RECORDS FOR PROCESSING:
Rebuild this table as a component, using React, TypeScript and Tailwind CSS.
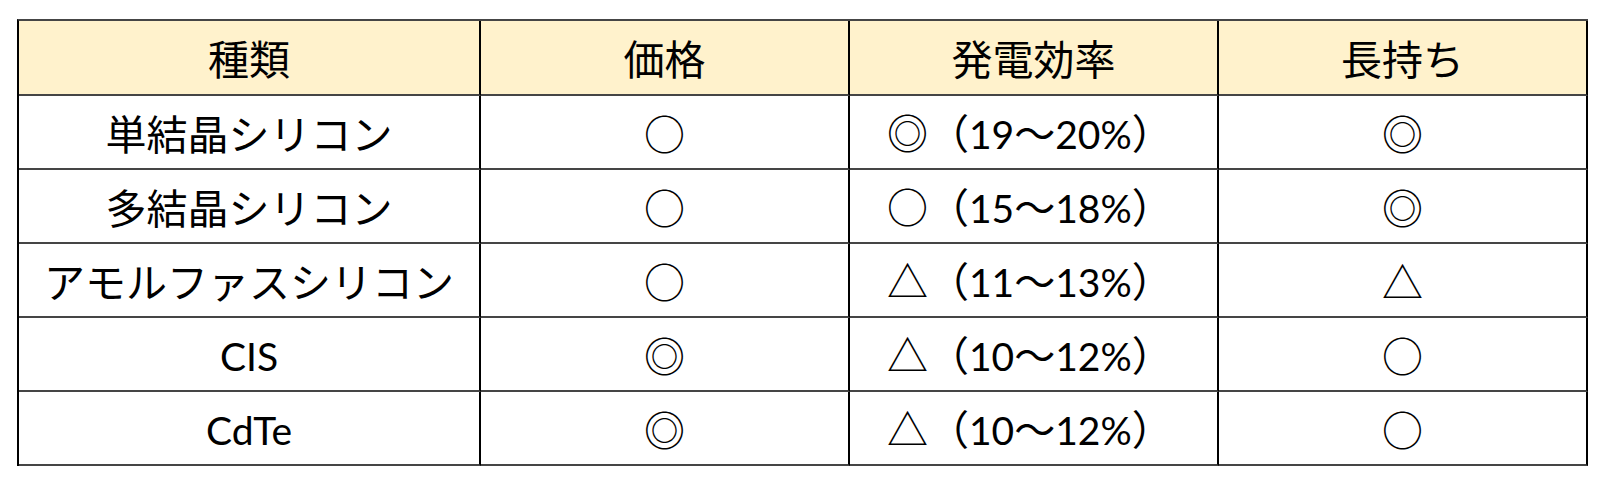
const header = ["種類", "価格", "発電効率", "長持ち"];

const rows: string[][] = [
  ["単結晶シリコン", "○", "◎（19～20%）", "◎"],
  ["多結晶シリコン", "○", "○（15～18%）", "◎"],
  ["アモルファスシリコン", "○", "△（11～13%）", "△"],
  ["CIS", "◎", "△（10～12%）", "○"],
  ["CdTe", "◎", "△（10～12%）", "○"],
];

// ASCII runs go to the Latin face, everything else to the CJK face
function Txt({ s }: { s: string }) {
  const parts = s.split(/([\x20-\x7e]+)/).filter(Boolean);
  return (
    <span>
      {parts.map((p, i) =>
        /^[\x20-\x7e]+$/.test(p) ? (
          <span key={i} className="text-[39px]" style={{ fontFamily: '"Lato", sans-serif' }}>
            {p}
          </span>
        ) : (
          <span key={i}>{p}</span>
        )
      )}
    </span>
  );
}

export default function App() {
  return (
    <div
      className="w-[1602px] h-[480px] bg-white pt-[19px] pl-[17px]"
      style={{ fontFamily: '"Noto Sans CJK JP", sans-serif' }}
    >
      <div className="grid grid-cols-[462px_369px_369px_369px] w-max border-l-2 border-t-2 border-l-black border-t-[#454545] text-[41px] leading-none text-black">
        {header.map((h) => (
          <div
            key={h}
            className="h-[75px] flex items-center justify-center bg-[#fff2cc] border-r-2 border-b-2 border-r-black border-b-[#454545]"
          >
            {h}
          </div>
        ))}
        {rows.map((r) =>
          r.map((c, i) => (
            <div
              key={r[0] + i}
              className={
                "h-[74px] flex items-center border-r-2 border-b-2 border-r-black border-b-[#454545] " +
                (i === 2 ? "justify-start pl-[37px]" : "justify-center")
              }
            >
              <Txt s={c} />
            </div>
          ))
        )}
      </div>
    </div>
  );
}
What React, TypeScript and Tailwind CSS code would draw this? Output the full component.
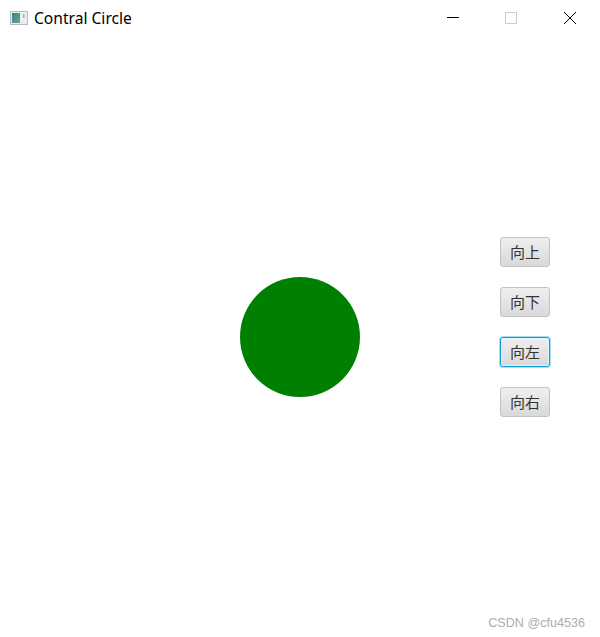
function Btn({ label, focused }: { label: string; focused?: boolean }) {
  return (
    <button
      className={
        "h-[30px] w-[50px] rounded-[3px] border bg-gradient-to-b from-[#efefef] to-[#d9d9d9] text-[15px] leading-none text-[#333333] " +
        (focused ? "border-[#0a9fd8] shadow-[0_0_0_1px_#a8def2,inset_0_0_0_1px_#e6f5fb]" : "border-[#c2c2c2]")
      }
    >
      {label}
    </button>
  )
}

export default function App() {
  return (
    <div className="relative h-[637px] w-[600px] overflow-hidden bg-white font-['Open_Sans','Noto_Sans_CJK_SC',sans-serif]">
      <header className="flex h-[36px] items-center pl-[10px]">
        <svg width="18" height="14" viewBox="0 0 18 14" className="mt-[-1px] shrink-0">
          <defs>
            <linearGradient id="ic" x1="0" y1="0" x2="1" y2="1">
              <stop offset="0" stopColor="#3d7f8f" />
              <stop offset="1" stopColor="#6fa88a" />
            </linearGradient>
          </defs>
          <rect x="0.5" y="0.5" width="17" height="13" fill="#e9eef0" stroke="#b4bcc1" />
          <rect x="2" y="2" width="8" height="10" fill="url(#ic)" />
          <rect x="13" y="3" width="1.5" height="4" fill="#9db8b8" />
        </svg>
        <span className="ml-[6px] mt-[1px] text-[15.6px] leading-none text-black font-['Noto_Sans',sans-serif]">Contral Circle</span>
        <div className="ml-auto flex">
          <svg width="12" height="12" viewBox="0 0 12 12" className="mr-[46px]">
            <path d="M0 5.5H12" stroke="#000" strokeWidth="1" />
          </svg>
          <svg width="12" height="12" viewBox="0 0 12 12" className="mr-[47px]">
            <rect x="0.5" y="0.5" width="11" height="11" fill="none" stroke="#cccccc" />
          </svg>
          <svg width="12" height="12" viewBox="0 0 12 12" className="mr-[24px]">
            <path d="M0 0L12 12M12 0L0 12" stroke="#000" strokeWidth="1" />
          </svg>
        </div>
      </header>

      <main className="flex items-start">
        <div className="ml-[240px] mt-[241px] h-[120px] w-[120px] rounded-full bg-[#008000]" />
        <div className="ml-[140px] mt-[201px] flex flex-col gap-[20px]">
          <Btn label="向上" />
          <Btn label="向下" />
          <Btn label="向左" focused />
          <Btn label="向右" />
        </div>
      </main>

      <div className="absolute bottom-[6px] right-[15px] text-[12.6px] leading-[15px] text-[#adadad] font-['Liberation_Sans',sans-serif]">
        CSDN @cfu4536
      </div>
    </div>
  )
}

EXERCISE: Except for the pictures, copy the material above exactly.

WRITTEN SOLUTION:
Rebuild this table as a component, using React, TypeScript and Tailwind CSS.
const header = ["種類", "価格", "発電効率", "長持ち"];

const rows: string[][] = [
  ["単結晶シリコン", "○", "◎（19～20%）", "◎"],
  ["多結晶シリコン", "○", "○（15～18%）", "◎"],
  ["アモルファスシリコン", "○", "△（11～13%）", "△"],
  ["CIS", "◎", "△（10～12%）", "○"],
  ["CdTe", "◎", "△（10～12%）", "○"],
];

// ASCII runs go to the Latin face, everything else to the CJK face
function Txt({ s }: { s: string }) {
  const parts = s.split(/([\x20-\x7e]+)/).filter(Boolean);
  return (
    <span>
      {parts.map((p, i) =>
        /^[\x20-\x7e]+$/.test(p) ? (
          <span key={i} className="text-[39px]" style={{ fontFamily: '"Lato", sans-serif' }}>
            {p}
          </span>
        ) : (
          <span key={i}>{p}</span>
        )
      )}
    </span>
  );
}

export default function App() {
  return (
    <div
      className="w-[1602px] h-[480px] bg-white pt-[19px] pl-[17px]"
      style={{ fontFamily: '"Noto Sans CJK JP", sans-serif' }}
    >
      <div className="grid grid-cols-[462px_369px_369px_369px] w-max border-l-2 border-t-2 border-l-black border-t-[#454545] text-[41px] leading-none text-black">
        {header.map((h) => (
          <div
            key={h}
            className="h-[75px] flex items-center justify-center bg-[#fff2cc] border-r-2 border-b-2 border-r-black border-b-[#454545]"
          >
            {h}
          </div>
        ))}
        {rows.map((r) =>
          r.map((c, i) => (
            <div
              key={r[0] + i}
              className={
                "h-[74px] flex items-center border-r-2 border-b-2 border-r-black border-b-[#454545] " +
                (i === 2 ? "justify-start pl-[37px]" : "justify-center")
              }
            >
              <Txt s={c} />
            </div>
          ))
        )}
      </div>
    </div>
  );
}
What React, TypeScript and Tailwind CSS code would draw this? Output the full component.
function Btn({ label, focused }: { label: string; focused?: boolean }) {
  return (
    <button
      className={
        "h-[30px] w-[50px] rounded-[3px] border bg-gradient-to-b from-[#efefef] to-[#d9d9d9] text-[15px] leading-none text-[#333333] " +
        (focused ? "border-[#0a9fd8] shadow-[0_0_0_1px_#a8def2,inset_0_0_0_1px_#e6f5fb]" : "border-[#c2c2c2]")
      }
    >
      {label}
    </button>
  )
}

export default function App() {
  return (
    <div className="relative h-[637px] w-[600px] overflow-hidden bg-white font-['Open_Sans','Noto_Sans_CJK_SC',sans-serif]">
      <header className="flex h-[36px] items-center pl-[10px]">
        <svg width="18" height="14" viewBox="0 0 18 14" className="mt-[-1px] shrink-0">
          <defs>
            <linearGradient id="ic" x1="0" y1="0" x2="1" y2="1">
              <stop offset="0" stopColor="#3d7f8f" />
              <stop offset="1" stopColor="#6fa88a" />
            </linearGradient>
          </defs>
          <rect x="0.5" y="0.5" width="17" height="13" fill="#e9eef0" stroke="#b4bcc1" />
          <rect x="2" y="2" width="8" height="10" fill="url(#ic)" />
          <rect x="13" y="3" width="1.5" height="4" fill="#9db8b8" />
        </svg>
        <span className="ml-[6px] mt-[1px] text-[15.6px] leading-none text-black font-['Noto_Sans',sans-serif]">Contral Circle</span>
        <div className="ml-auto flex">
          <svg width="12" height="12" viewBox="0 0 12 12" className="mr-[46px]">
            <path d="M0 5.5H12" stroke="#000" strokeWidth="1" />
          </svg>
          <svg width="12" height="12" viewBox="0 0 12 12" className="mr-[47px]">
            <rect x="0.5" y="0.5" width="11" height="11" fill="none" stroke="#cccccc" />
          </svg>
          <svg width="12" height="12" viewBox="0 0 12 12" className="mr-[24px]">
            <path d="M0 0L12 12M12 0L0 12" stroke="#000" strokeWidth="1" />
          </svg>
        </div>
      </header>

      <main className="flex items-start">
        <div className="ml-[240px] mt-[241px] h-[120px] w-[120px] rounded-full bg-[#008000]" />
        <div className="ml-[140px] mt-[201px] flex flex-col gap-[20px]">
          <Btn label="向上" />
          <Btn label="向下" />
          <Btn label="向左" focused />
          <Btn label="向右" />
        </div>
      </main>

      <div className="absolute bottom-[6px] right-[15px] text-[12.6px] leading-[15px] text-[#adadad] font-['Liberation_Sans',sans-serif]">
        CSDN @cfu4536
      </div>
    </div>
  )
}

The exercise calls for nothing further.